Das Verwaltungsgericht sah das gestern ähnlich: Es teile die Auffassung, dass die Auflagen des Denkmalschutzes überwiegend rechtswidrig sind, fasste die Richterin Dürig-Friedl zusammen. „Inhaltlich sind sie unterirdisch – eine wilde Mischung aus sinnvollen Dingen und Hinweisen, die für den Bauherrn überhaupt keinen Sinn ergeben.“ Verbindliche Auflagen und bloße Hinweise müssten künftig aber getrennt werden. Auch was das Auftreten der Denkmalschützer betrifft, ging die Richterin mit der Behörde hart ins Gericht: „Im Raum Ingolstadt herrscht die Einstellung, dass das Landesamt bestimmt und die anderen zu folgen haben“ – doch dafür gebe es keine rechtliche Grundlage. Die Denkmalschützer seien keineswegs zu „hoheitlichem Handeln gegenüber Dritten“ befugt. Dass die Behörde sich vorbehält, den Bauherren Grabungsfirmen vorzuschreiben, entbehre ebenfalls jeder Rechtsgrundlage. Mehr als fragwürdig sei auch, dass die weitere Verantwortung der Ausgrabungen auf den Bauherrn abgeschoben werde: Die Denkmalschützer behielten sich vor, den Bauherren „zu knebeln und ihn zugleich haftbar zu machen“, so die Richterin.
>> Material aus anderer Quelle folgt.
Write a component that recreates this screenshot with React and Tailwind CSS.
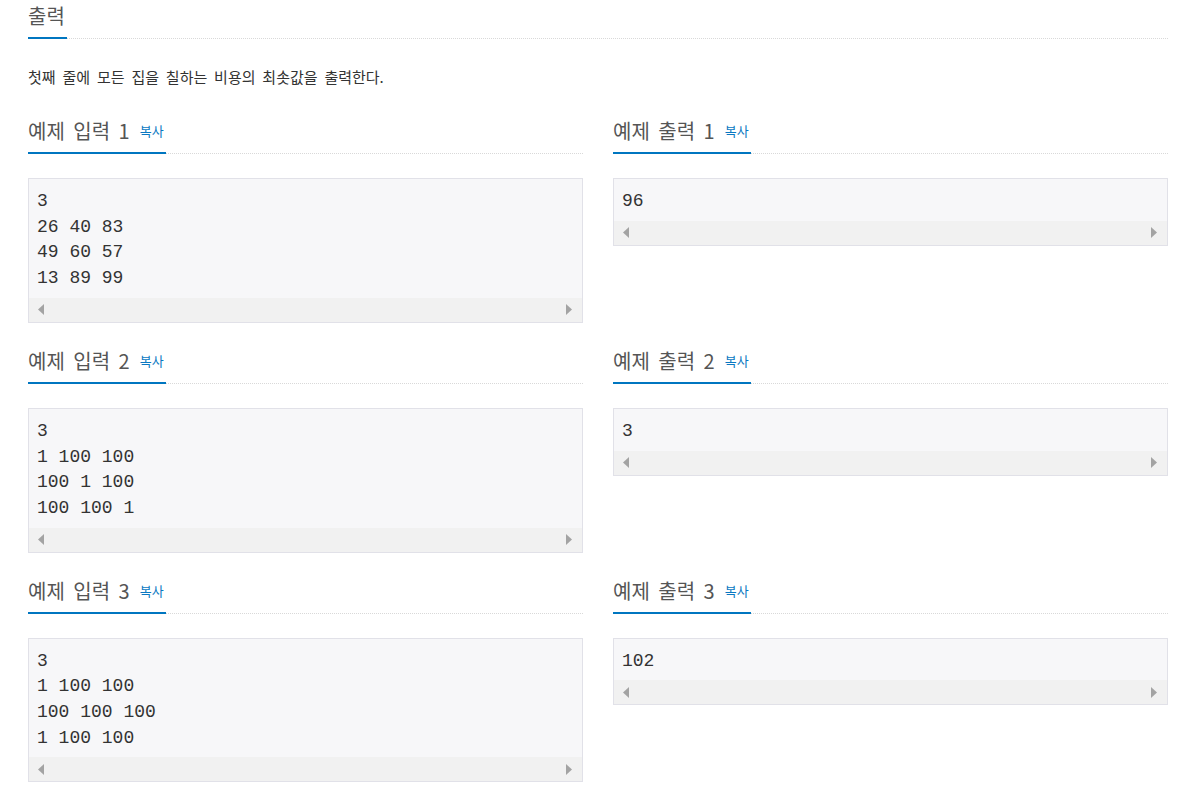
import React from "react";

const samples = [
  { input: "3\n26 40 83\n49 60 57\n13 89 99", output: "96" },
  { input: "3\n1 100 100\n100 1 100\n100 100 1", output: "3" },
  { input: "3\n1 100 100\n100 100 100\n1 100 100", output: "102" },
];

function Headline({ title, copy }) {
  return (
    <div className="flex border-b border-dotted border-[#d9d9d9]">
      <h2 className="mb-[-1px] flex items-start border-b-2 border-[#0076c0] pb-[6px] pr-[2px] text-[20px] font-normal leading-[30px] text-[#555] [word-spacing:4px]">
        <span>{title}</span>
        {copy && (
          <span className="ml-[10px] mt-[5px] text-[13px] leading-[20px] text-[#0a78c2] [word-spacing:0px]">
            복사
          </span>
        )}
      </h2>
    </div>
  );
}

function Arrow({ dir }) {
  return (
    <svg width="6" height="11" viewBox="0 0 6 11" className="block">
      {dir === "left" ? (
        <polygon points="6,0 6,11 0,5.5" fill="#a3a3a3" />
      ) : (
        <polygon points="0,0 0,11 6,5.5" fill="#a3a3a3" />
      )}
    </svg>
  );
}

function SampleBox({ text }) {
  return (
    <div className="border border-[#e1e1e8] bg-[#f7f7f9]">
      <pre className="m-0 overflow-hidden px-[8px] pt-[10px] pb-[6px] font-['Liberation_Mono',monospace] text-[18px] leading-[1.42857] text-[#333]">
        {text}
      </pre>
      <div className="flex h-[24px] items-center justify-between bg-[#f1f1f1] pl-[9px] pr-[10px]">
        <Arrow dir="left" />
        <Arrow dir="right" />
      </div>
    </div>
  );
}

export default function App() {
  return (
    <div className="min-h-[795px] bg-white font-['Noto_Sans_CJK_KR','Noto_Sans',sans-serif]">
      <div className="ml-[28px] w-[1140px] pt-[1px]">
        <Headline title="출력" />
        <p className="mt-[28px] text-[15px] leading-[20px] text-[#333] [word-spacing:3.5px]">
          첫째 줄에 모든 집을 칠하는 비용의 최솟값을 출력한다.
        </p>
        {samples.map((s, i) => (
          <div
            key={i}
            className={
              "grid grid-cols-2 items-start gap-x-[30px] " +
              (i === 0 ? "mt-[29px]" : "mt-[23px]")
            }
          >
            <div>
              <Headline title={"예제 입력 " + (i + 1)} copy />
              <div className="mt-[24px]">
                <SampleBox text={s.input} />
              </div>
            </div>
            <div>
              <Headline title={"예제 출력 " + (i + 1)} copy />
              <div className="mt-[24px]">
                <SampleBox text={s.output} />
              </div>
            </div>
          </div>
        ))}
      </div>
    </div>
  );
}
Zum Hintergrund: Rechtlich gesehen ist allein das jeweilige Landratsamt als sogenannte „Untere Denkmalschutzbehörde“ dafür zuständig, Bodeneingriffe bei vermuteten Denkmälern denkmalschutzrechtlich zu genehmigen – gegen Auflagen wie vorherige archäologische Grabungen, versteht sich. Die Zustimmung des Landesamts für Denkmalpflege ist dafür nicht zwingend notwendig. Sie hat als Fachbehörde eigentlich nur eine beratende Funktion. Doch wie bei der Verhandlung gestern deutlich wurde, sieht die Praxis anders aus: Vertreter des Landesamts würden dem Landratsamt Auflagen diktieren und mündlich Grabungsarbeiten, Dokumentationen und Vermessungen auf Kosten der Bauherren anordnen, hieß es.